List all lines of the data containing the word "styles".

:: EXTRACTED INFORMATION ::
──────────────────────────────

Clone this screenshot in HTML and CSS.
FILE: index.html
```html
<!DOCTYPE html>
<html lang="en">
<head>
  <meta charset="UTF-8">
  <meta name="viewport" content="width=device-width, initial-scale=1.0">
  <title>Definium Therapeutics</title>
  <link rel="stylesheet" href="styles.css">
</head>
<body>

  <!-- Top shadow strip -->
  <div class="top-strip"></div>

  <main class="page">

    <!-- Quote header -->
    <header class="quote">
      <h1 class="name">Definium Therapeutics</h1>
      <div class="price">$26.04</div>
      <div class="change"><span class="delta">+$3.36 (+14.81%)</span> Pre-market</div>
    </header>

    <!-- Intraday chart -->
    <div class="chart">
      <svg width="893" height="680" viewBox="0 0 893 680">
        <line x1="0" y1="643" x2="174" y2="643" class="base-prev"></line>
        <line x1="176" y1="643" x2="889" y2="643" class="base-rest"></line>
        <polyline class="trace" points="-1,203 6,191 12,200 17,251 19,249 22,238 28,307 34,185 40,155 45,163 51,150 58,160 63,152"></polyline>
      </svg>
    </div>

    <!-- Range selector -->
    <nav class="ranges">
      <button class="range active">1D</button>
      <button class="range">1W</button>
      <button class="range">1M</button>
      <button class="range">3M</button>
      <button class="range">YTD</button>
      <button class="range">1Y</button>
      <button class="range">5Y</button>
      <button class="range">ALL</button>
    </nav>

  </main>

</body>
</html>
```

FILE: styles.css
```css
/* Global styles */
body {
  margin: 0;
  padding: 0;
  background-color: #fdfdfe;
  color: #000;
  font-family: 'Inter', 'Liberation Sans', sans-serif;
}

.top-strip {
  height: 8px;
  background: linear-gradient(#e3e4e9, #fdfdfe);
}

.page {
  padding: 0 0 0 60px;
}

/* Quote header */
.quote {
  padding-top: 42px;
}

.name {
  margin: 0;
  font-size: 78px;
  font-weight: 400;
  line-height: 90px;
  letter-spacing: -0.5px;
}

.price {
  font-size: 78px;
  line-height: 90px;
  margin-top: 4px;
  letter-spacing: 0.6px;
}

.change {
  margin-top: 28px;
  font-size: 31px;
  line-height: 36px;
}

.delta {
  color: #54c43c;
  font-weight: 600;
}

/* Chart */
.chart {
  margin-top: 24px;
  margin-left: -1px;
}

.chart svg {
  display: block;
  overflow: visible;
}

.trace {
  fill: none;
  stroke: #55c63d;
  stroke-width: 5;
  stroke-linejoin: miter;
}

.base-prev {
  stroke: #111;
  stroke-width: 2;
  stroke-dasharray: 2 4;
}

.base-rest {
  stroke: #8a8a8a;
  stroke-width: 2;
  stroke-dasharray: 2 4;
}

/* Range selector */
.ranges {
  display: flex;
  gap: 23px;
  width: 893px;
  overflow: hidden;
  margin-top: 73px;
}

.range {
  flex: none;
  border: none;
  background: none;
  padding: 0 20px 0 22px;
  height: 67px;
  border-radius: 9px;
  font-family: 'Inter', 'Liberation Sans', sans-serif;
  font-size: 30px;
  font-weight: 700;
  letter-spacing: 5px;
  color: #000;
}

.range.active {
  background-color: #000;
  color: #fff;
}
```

──────────────────────────────

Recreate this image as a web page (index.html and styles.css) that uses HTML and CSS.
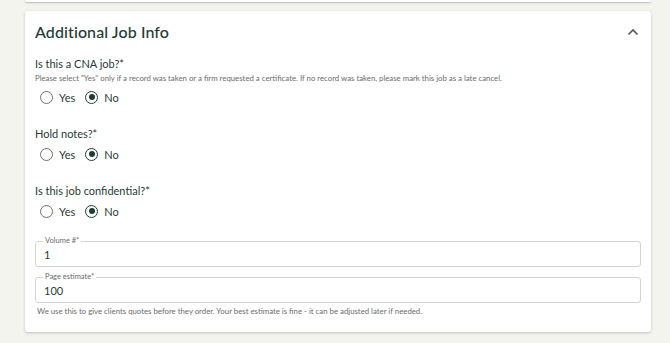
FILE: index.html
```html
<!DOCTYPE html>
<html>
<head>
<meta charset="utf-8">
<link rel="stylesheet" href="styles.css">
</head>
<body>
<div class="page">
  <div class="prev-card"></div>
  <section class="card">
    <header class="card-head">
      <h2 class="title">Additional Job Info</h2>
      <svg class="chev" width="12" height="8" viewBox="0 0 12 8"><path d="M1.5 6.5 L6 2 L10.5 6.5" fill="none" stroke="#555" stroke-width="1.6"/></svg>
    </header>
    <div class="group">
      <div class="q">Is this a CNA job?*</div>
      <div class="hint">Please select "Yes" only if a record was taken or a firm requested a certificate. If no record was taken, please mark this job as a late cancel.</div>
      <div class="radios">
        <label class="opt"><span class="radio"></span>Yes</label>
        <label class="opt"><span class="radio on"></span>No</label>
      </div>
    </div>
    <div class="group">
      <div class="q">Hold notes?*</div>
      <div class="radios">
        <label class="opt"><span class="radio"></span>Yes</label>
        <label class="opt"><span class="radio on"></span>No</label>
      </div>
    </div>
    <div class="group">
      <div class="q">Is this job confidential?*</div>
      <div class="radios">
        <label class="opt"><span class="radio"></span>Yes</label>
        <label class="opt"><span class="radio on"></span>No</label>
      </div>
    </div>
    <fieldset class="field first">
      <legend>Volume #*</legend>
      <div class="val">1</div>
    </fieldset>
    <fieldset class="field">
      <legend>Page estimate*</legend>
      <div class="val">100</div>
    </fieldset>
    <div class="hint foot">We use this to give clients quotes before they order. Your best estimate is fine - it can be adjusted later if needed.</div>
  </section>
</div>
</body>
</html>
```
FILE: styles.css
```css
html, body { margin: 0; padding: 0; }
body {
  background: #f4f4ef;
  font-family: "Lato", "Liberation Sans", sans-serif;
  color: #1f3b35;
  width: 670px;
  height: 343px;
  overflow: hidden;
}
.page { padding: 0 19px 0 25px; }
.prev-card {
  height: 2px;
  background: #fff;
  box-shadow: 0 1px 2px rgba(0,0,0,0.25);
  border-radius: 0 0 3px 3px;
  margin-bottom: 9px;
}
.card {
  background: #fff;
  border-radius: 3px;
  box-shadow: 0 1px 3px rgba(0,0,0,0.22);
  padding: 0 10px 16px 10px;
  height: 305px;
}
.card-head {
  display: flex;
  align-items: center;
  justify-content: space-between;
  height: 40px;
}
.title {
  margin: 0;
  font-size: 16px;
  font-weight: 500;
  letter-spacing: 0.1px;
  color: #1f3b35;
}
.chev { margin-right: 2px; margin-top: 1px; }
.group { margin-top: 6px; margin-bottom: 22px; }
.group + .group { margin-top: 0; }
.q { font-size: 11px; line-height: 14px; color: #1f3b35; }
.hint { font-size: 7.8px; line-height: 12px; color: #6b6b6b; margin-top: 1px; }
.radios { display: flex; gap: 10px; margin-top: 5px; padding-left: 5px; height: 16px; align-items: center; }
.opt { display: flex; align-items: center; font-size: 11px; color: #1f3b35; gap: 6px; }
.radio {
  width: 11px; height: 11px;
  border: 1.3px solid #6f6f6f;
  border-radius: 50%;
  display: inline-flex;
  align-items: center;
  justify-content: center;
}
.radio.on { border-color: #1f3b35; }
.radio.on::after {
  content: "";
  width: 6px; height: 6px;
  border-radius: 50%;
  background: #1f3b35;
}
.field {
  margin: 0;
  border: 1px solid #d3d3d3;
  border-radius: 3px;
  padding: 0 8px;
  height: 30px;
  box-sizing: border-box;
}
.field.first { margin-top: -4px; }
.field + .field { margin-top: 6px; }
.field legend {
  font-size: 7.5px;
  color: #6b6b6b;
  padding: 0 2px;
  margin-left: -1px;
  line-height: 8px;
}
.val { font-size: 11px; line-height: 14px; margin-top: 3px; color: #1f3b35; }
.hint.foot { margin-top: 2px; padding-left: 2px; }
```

──────────────────────────────

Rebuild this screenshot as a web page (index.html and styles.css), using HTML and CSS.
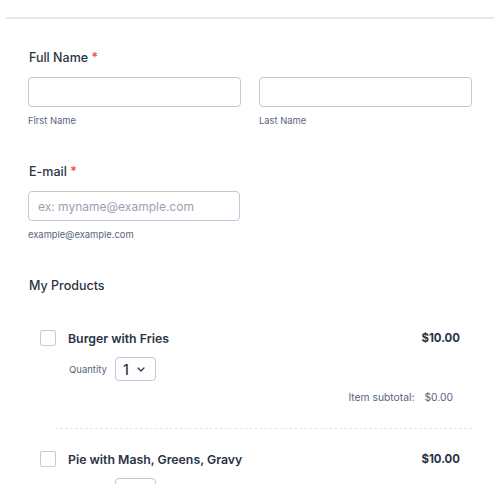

──────────────────────────────

:: FINAL ANSWER ::
  <link rel="stylesheet" href="styles.css">
FILE: styles.css
/* Global styles */
Recreate this image as a web page (index.html and styles.css) that uses HTML and CSS.
<link rel="stylesheet" href="styles.css">
FILE: styles.css
Rebuild this screenshot as a web page (index.html and styles.css), using HTML and CSS.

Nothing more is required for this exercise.